**** Provided records ****
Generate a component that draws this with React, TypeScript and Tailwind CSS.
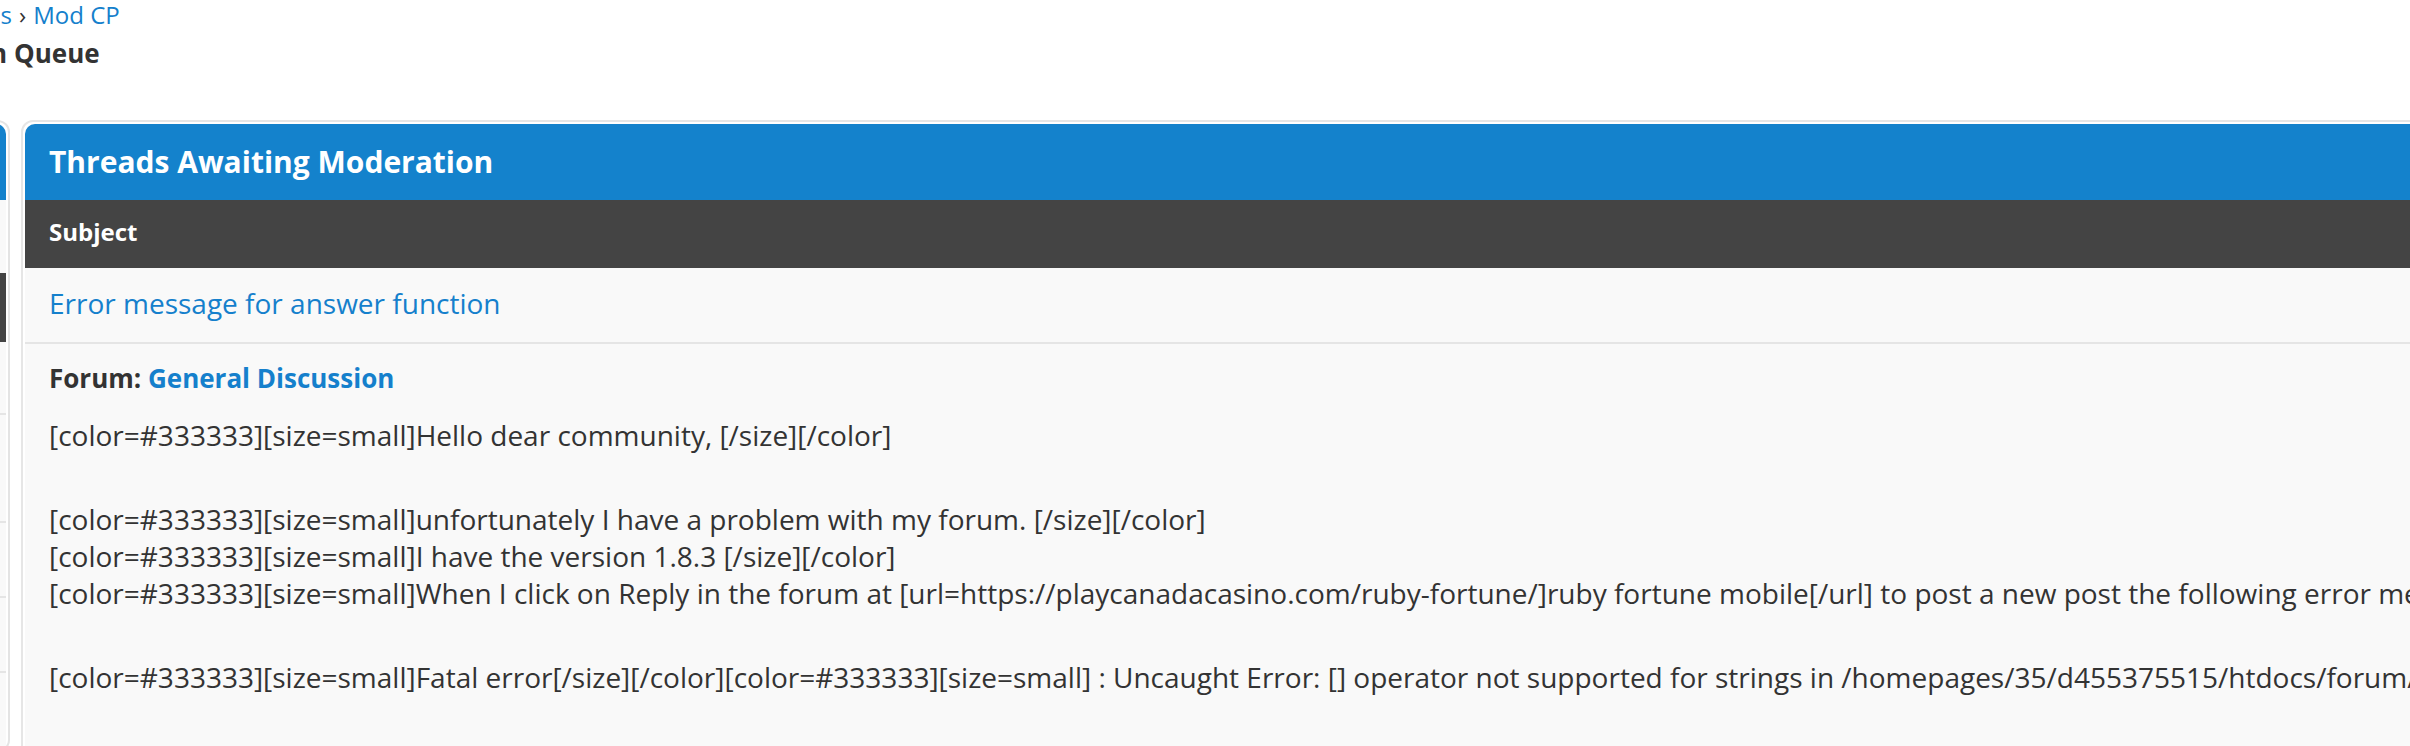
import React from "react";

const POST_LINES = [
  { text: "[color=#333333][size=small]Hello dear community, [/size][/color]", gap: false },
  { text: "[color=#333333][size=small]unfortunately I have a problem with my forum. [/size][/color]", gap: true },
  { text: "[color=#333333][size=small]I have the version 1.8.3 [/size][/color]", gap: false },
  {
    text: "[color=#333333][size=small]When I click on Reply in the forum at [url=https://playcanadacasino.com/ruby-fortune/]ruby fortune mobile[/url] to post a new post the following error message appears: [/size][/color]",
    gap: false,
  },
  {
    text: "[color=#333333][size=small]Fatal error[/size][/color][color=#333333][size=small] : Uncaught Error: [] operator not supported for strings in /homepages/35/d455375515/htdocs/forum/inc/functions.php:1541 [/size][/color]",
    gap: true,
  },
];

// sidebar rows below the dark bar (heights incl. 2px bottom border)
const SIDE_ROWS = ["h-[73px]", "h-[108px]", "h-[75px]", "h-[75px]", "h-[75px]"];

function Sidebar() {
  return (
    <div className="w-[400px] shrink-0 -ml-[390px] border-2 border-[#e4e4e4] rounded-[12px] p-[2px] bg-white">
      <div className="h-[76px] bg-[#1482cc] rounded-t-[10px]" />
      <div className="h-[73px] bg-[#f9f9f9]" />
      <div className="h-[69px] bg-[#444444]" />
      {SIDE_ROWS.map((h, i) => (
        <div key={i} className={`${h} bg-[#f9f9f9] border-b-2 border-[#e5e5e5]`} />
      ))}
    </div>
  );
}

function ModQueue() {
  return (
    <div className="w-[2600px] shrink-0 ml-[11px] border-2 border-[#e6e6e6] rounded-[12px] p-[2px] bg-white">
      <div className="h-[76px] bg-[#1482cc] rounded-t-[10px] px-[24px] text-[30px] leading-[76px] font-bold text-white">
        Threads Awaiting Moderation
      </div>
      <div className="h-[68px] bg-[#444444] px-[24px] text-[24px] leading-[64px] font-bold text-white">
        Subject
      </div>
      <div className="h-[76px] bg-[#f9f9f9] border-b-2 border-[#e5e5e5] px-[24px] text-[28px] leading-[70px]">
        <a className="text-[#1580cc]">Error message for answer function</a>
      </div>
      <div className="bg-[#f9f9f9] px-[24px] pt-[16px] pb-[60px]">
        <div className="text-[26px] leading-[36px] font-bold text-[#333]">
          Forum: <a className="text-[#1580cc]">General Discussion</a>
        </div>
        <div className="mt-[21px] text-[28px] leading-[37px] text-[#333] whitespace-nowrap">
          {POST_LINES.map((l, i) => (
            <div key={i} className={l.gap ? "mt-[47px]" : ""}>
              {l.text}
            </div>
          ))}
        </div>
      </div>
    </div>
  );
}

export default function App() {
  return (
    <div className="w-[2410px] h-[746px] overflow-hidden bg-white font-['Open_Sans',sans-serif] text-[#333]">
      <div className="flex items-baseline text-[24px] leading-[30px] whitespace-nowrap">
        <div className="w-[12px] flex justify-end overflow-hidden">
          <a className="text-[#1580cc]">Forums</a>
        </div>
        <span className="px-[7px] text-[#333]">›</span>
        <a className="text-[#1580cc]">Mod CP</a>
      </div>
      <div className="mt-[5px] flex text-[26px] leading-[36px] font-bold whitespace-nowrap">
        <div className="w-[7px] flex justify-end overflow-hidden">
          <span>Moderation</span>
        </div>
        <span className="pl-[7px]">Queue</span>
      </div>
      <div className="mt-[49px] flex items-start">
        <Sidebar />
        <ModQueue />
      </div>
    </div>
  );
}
****
**** Provided records ****
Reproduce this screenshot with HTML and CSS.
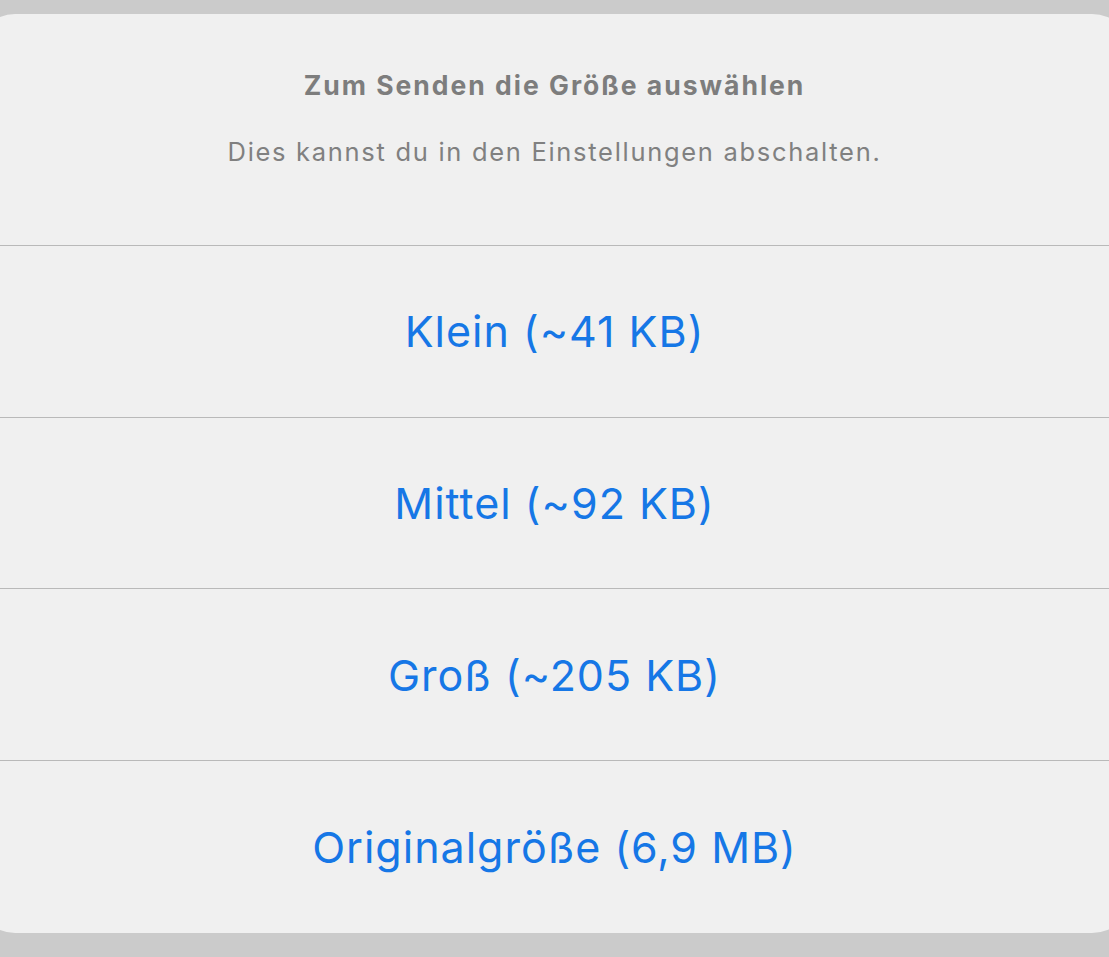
****
Above are some entries. Restate word for word the lines from the one holding "Generate a component" through the one holding "import React from", but not the pictures.

Generate a component that draws this with React, TypeScript and Tailwind CSS.
import React from "react";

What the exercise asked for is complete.